How important and neglected a problem is multiply together to determine how pressing the issue is overall.
We’ve argued that some issues seem over 100 times bigger than others, and some seem over 100 times more neglected than others.
Since it’s often the most important issues that seem the most neglected, this would suggest that overall you’ll have over 10,000 times as much impact working on some issues rather than others (all else equal).
That said, there are some strong counterarguments to acting as if the spread is this large, which we discuss in our podcast about the key ideas series. Overall, we think it might make sense to act like the differences are more like 1,000-fold.
For instance, based on our view of global priorities, we think by focusing on global poverty rather than a typical social issue in a rich country, you might have 10–100 times as much impact, and then by focusing on existential risk, you might have 10–100 times as much impact again.

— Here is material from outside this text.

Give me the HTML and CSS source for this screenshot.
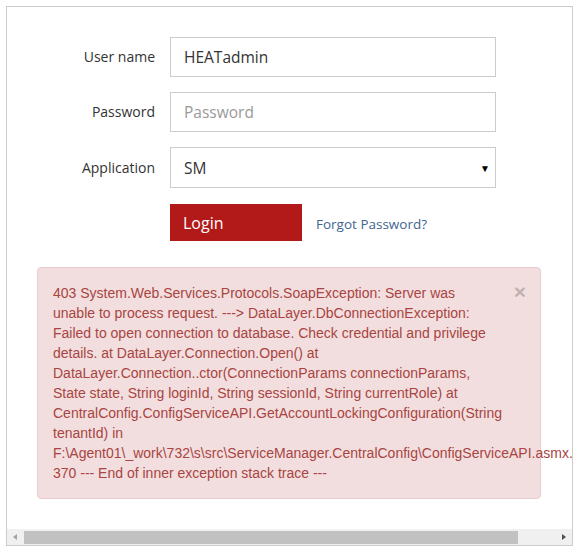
FILE: index.html
```html
<!DOCTYPE html>
<html>
<head>
<meta charset="utf-8">
<link rel="stylesheet" href="styles.css">
</head>
<body>
<div class="frame">
  <div class="content">
    <form class="form">
      <label class="label">User name</label>
      <div class="input">HEATadmin</div>
      <label class="label">Password</label>
      <div class="input placeholder">Password</div>
      <label class="label">Application</label>
      <div class="input select"><span>SM</span><span class="caret">▼</span></div>
      <div class="actions">
        <div class="btn">Login</div>
        <a class="link">Forgot Password?</a>
      </div>
    </form>
    <div class="alert">
      <span class="close">×</span>
      403 System.Web.Services.Protocols.SoapException: Server was unable to process request. ---&gt; DataLayer.DbConnectionException: Failed to open connection to database. Check credential and privilege details. at DataLayer.Connection.Open() at DataLayer.Connection..ctor(ConnectionParams connectionParams, State state, String loginId, String sessionId, String currentRole) at CentralConfig.ConfigServiceAPI.GetAccountLockingConfiguration(String tenantId) in F:\Agent01\_work\732\s\src\ServiceManager.CentralConfig\ConfigServiceAPI.asmx.cs:line 370 --- End of inner exception stack trace ---
    </div>
  </div>
  <div class="scrollbar">
    <span class="arrow-left"></span>
    <span class="thumb"></span>
    <span class="spacer"></span>
    <span class="arrow-right"></span>
  </div>
</div>
</body>
</html>
```

FILE: styles.css
```css
html, body {
  margin: 0;
  padding: 0;
  background: #fff;
}
body {
  padding: 6px;
  font-family: "Open Sans", "Liberation Sans", sans-serif;
}
.frame {
  width: 567px;
  height: 540px;
  box-sizing: border-box;
  border: 1px solid #cccccc;
  display: flex;
  flex-direction: column;
}
.content {
  flex: 1;
  overflow: hidden;
}
.form {
  display: grid;
  grid-template-columns: 148px 326px;
  column-gap: 15px;
  row-gap: 15px;
  align-items: center;
  padding-top: 30px;
  margin: 0;
}
.label {
  text-align: right;
  font-size: 14px;
  color: #333;
  margin-top: -1px;
}
.input {
  height: 40px;
  box-sizing: border-box;
  border: 1px solid #cccccc;
  padding: 0 13px;
  font-size: 15.5px;
  color: #333;
  display: flex;
  align-items: center;
}
.placeholder {
  color: #9a9a9a;
}
.select {
  height: 41px;
  justify-content: space-between;
  padding-right: 5px;
}
.caret {
  font-size: 10px;
  color: #000;
}
.actions {
  grid-column: 2;
  display: flex;
  align-items: center;
  margin-top: 1px;
}
.btn {
  width: 132px;
  height: 37px;
  box-sizing: border-box;
  background: #b21919;
  color: #fff;
  font-size: 16px;
  padding-left: 13px;
  display: flex;
  align-items: center;
}
.link {
  margin-left: 14px;
  font-size: 13.5px;
  color: #3f6591;
  margin-top: 2px;
}
.alert {
  margin: 26px 0 0 30px;
  width: 504px;
  box-sizing: border-box;
  background: #f2dede;
  border: 1px solid #ebccd1;
  border-radius: 4px;
  padding: 15px 35px 15px 15px;
  color: #a94442;
  font-family: "Liberation Sans", Arial, sans-serif;
  font-size: 14px;
  line-height: 20px;
}
.close {
  float: right;
  position: relative;
  top: -2px;
  right: -21px;
  font-size: 21px;
  font-weight: bold;
  line-height: 1;
  color: #000;
  opacity: 0.2;
}
.scrollbar {
  height: 16px;
  flex: none;
  background: #f0f0f0;
  display: flex;
  align-items: center;
}
.arrow-left {
  width: 0;
  height: 0;
  margin-left: 6px;
  border-top: 3.5px solid transparent;
  border-bottom: 3.5px solid transparent;
  border-right: 4px solid #a3a3a3;
}
.thumb {
  width: 494px;
  height: 13px;
  margin-left: 7px;
  background: #c1c1c1;
}
.spacer {
  flex: 1;
}
.arrow-right {
  width: 0;
  height: 0;
  margin-right: 6px;
  border-top: 3.5px solid transparent;
  border-bottom: 3.5px solid transparent;
  border-left: 4px solid #505050;
}
```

You might differ from us in which issues you think are most pressing, but we expect you’ll still conclude there are very large differences.

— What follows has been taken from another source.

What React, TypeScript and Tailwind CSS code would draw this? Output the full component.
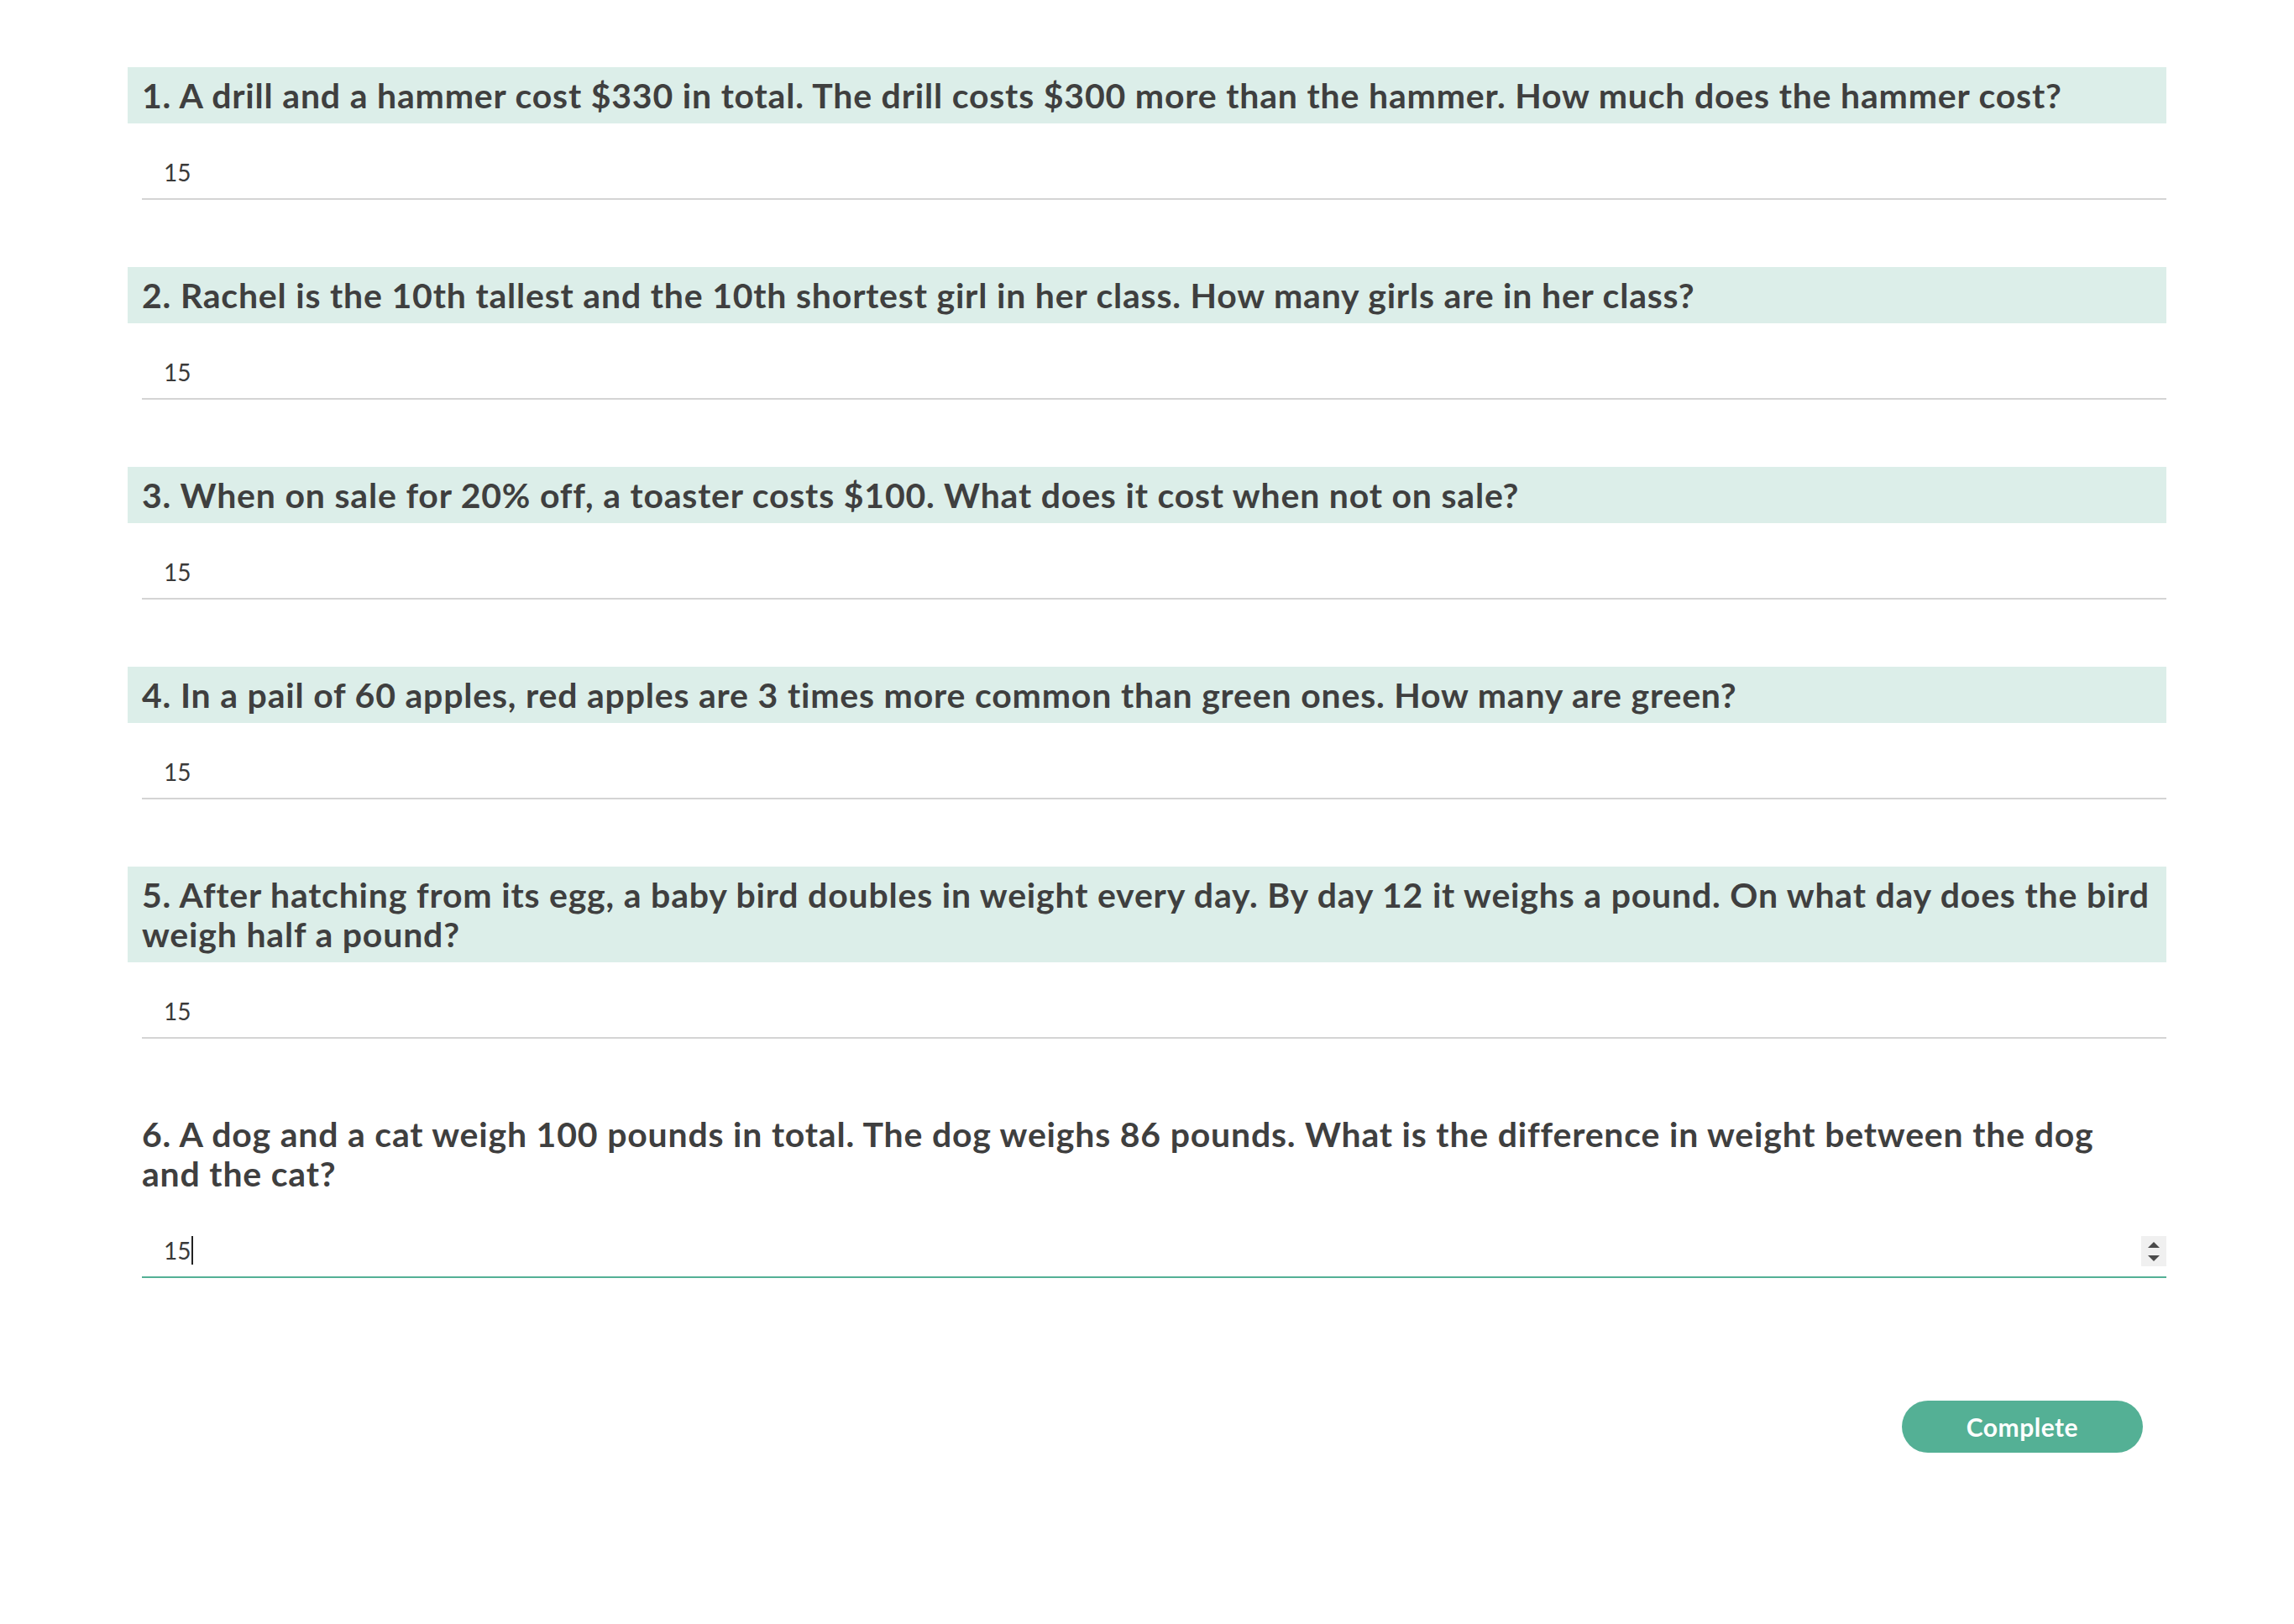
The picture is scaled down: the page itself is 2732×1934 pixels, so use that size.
import React from 'react';

const questions = [
  '1. A drill and a hammer cost $330 in total. The drill costs $300 more than the hammer. How much does the hammer cost?',
  '2. Rachel is the 10th tallest and the 10th shortest girl in her class. How many girls are in her class?',
  '3. When on sale for 20% off, a toaster costs $100. What does it cost when not on sale?',
  '4. In a pail of 60 apples, red apples are 3 times more common than green ones. How many are green?',
  '5. After hatching from its egg, a baby bird doubles in weight every day. By day 12 it weighs a pound. On what day does the bird weigh half a pound?',
  '6. A dog and a cat weigh 100 pounds in total. The dog weighs 86 pounds. What is the difference in weight between the dog and the cat?',
];

function Question({ text, focused }: { text: string; focused: boolean }) {
  return (
    <div className="mb-[80px]">
      <div
        className={`px-[17px] py-[10px] text-[41px] leading-[47px] tracking-[0.8px] font-bold text-[#3f3f3f] ${focused ? '' : 'bg-[#dceee9]'}`}
      >
        {text}
      </div>
      <div
        className={`relative ml-[17px] mt-[27px] h-[64px] flex items-center pl-[26px] text-[28px] text-[#3a3a3a] border-b-2 ${focused ? 'border-[#54b095]' : 'border-[#d4d4d4]'}`}
      >
        <span>15</span>
        {focused && <span className="ml-[1px] inline-block w-[2px] h-[34px] bg-[#222]" />}
        {focused && (
          <div className="absolute right-0 top-[14px] w-[30px] h-[36px] bg-[#f0f0f0] flex flex-col items-center justify-center gap-[9px]">
            <svg width="14" height="7" viewBox="0 0 14 7"><path d="M7 0 L14 7 L0 7 Z" fill="#4a4a4a" /></svg>
            <svg width="14" height="7" viewBox="0 0 14 7"><path d="M0 0 L14 0 L7 7 Z" fill="#4a4a4a" /></svg>
          </div>
        )}
      </div>
    </div>
  );
}

export default function App() {
  return (
    <div className="min-h-screen bg-white" style={{ fontFamily: 'Lato, "Open Sans", sans-serif' }}>
      <div className="w-[2428px] mx-auto pt-[80px]">
        {questions.map((q, i) => (
          <Question key={i} text={q} focused={i === questions.length - 1} />
        ))}
        <div className="flex justify-end pr-[28px] mt-[146px]">
          <button className="w-[287px] h-[62px] rounded-full bg-[#54b095] text-white text-[30px] font-bold tracking-[0.5px]">
            Complete
          </button>
        </div>
      </div>
    </div>
  );
}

What does this spread imply?
In an ideal world, there would be far more people working on every important social issue. But each of us only has one career, and we’ll all have far more impact if we focus on the issues that are the most pressing for us to work on.

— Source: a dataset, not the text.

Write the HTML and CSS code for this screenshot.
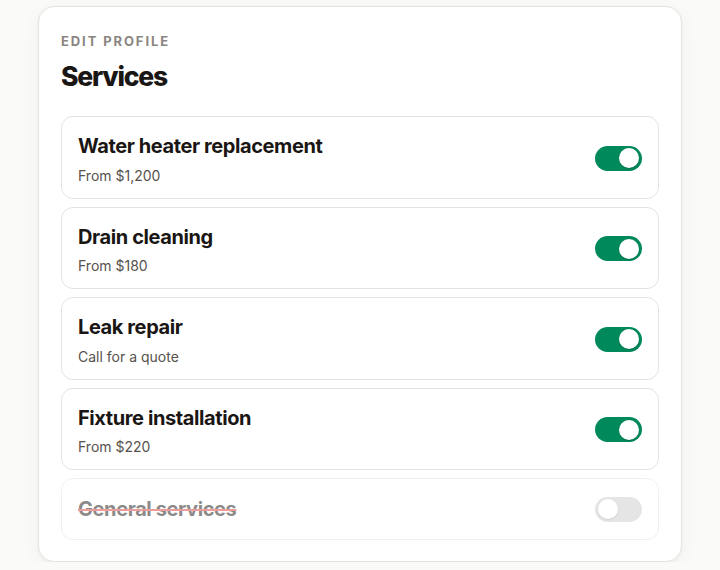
FILE: index.html
```html
<!DOCTYPE html>
<html lang="en">
<head>
<meta charset="utf-8">
<title>Edit profile – Services</title>
<link rel="stylesheet" href="styles.css">
</head>
<body>
<main class="card">
  <header class="card-head">
    <div class="eyebrow">EDIT PROFILE</div>
    <h1 class="title">Services</h1>
  </header>
  <ul class="services">
    <li class="service">
      <div class="service-text">
        <div class="service-name">Water heater replacement</div>
        <div class="service-price">From $1,200</div>
      </div>
      <span class="toggle on" role="switch" aria-checked="true"><span class="knob"></span></span>
    </li>
    <li class="service">
      <div class="service-text">
        <div class="service-name">Drain cleaning</div>
        <div class="service-price">From $180</div>
      </div>
      <span class="toggle on" role="switch" aria-checked="true"><span class="knob"></span></span>
    </li>
    <li class="service">
      <div class="service-text">
        <div class="service-name">Leak repair</div>
        <div class="service-price">Call for a quote</div>
      </div>
      <span class="toggle on" role="switch" aria-checked="true"><span class="knob"></span></span>
    </li>
    <li class="service">
      <div class="service-text">
        <div class="service-name">Fixture installation</div>
        <div class="service-price">From $220</div>
      </div>
      <span class="toggle on" role="switch" aria-checked="true"><span class="knob"></span></span>
    </li>
    <li class="service disabled">
      <div class="service-text">
        <div class="service-name struck">General services</div>
      </div>
      <span class="toggle off" role="switch" aria-checked="false"><span class="knob"></span></span>
    </li>
  </ul>
</main>
</body>
</html>
```

FILE: styles.css
```css
* { box-sizing: border-box; }

html, body {
  margin: 0;
  padding: 0;
}

body {
  background: #fafaf9;
  padding: 6px 38px 0;
  font-family: Inter, "Noto Sans", "Liberation Sans", sans-serif;
  color: #1a1614;
}

.card {
  background: #ffffff;
  border: 1px solid #e6e3df;
  border-radius: 16px;
  padding: 22px 22px 21px;
  box-shadow: 0 1px 3px rgba(0,0,0,0.04), 0 6px 20px rgba(0,0,0,0.04);
}

.card-head {
  display: flex;
  flex-direction: column;
  gap: 10px;
  margin-bottom: 23px;
}

.eyebrow {
  font-size: 13px;
  line-height: 16px;
  font-weight: 700;
  letter-spacing: 1.9px;
  color: #8a857f;
  padding-top: 4px;
}

.title {
  margin: 0;
  font-size: 26.5px;
  line-height: 34px;
  font-weight: 800;
  letter-spacing: -1.2px;
  color: #1a1614;
}

.services {
  list-style: none;
  margin: 0;
  padding: 0;
  display: flex;
  flex-direction: column;
  gap: 8px;
}

.service {
  display: flex;
  align-items: center;
  justify-content: space-between;
  border: 1px solid #e6e3df;
  border-radius: 12px;
  padding: 15px 16px 13px;
  background: #fff;
}

.service-text {
  display: flex;
  flex-direction: column;
  gap: 6.5px;
}

.service-name {
  font-size: 20px;
  line-height: 28px;
  font-weight: 750;
  letter-spacing: -0.4px;
  color: #1a1614;
}

.service-price {
  font-size: 14px;
  line-height: 18px;
  color: #57524d;
}

.toggle {
  position: relative;
  display: inline-block;
  width: 47px;
  height: 25px;
  border-radius: 13px;
  flex: none;
}

.toggle.on { background: #008a5c; }
.toggle.off { background: #cccccc; }

.knob {
  position: absolute;
  top: 2.5px;
  width: 20px;
  height: 20px;
  border-radius: 50%;
  background: #ffffff;
  box-shadow: 0 1px 2px rgba(0,0,0,0.2);
}

.toggle.on .knob { right: 3px; }
.toggle.off .knob { left: 3px; }

.service.disabled {
  opacity: 0.5;
  padding-top: 16px;
  padding-bottom: 16px;
}

.struck {
  text-decoration: line-through;
  text-decoration-color: #dc3b3b;
  text-decoration-thickness: 2px;
}
```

If it’s possible to have 100 or even 1,000 times as much impact per year by changing the issue we focus on, that’s a huge deal. It would probably be the single biggest thing you could do to increase the impact of your career.
If you don’t have the option of making a big career change right now, there’s a lot you can do to support the most pressing issues no matter your current job, through donations, political engagement and mobilising others. But how about working on these issues directly?
Sometimes it’s relatively easy to support a new issue in your existing role. For instance, if you work in media, you might be able to tilt which issues you cover.
Our readers are sometimes surprised at how their existing skills can be applied to unusual problems like AI alignment.
Brian Tse was working at an investment bank in Hong Kong and didn’t have a background in AI. But he started to learn more about it in his spare time, and using his bilingual background, began translating materials to connect Western and Chinese researchers.
He now runs an independent consulting firm advising organisations in China, the United States, and Europe on the safety and governance of AI and other potentially transformative technologies — a path he also finds much more fulfilling and exciting than banking.
Many people working in government have significant flexibility about which areas of policy they work on. For instance, Clíodhna was working in health policy, but after learning more about AI alignment, she was able to switch to working at the intersection of AI and health.
But even if the switch seems hard, the huge potential gains could mean it’s easily worth it — even if you’d need to retrain, take a more junior role, or test out a role where you’re not sure you’d be a good fit or aren’t sure how to make progress on the issue.
People we advise are often tempted to go for an issue they think is second-tier because it seems easier to enter. But if a top-tier issue might have 10 times the impact, it’s often worth spending some time testing out your fit, even if you’re not sure it’ll work out.
That’s not to downplay the difficulty — orienting your career around a new problem is a big decision. Our main message is that it deserves some very, very serious thought — and much more attention than it normally gets.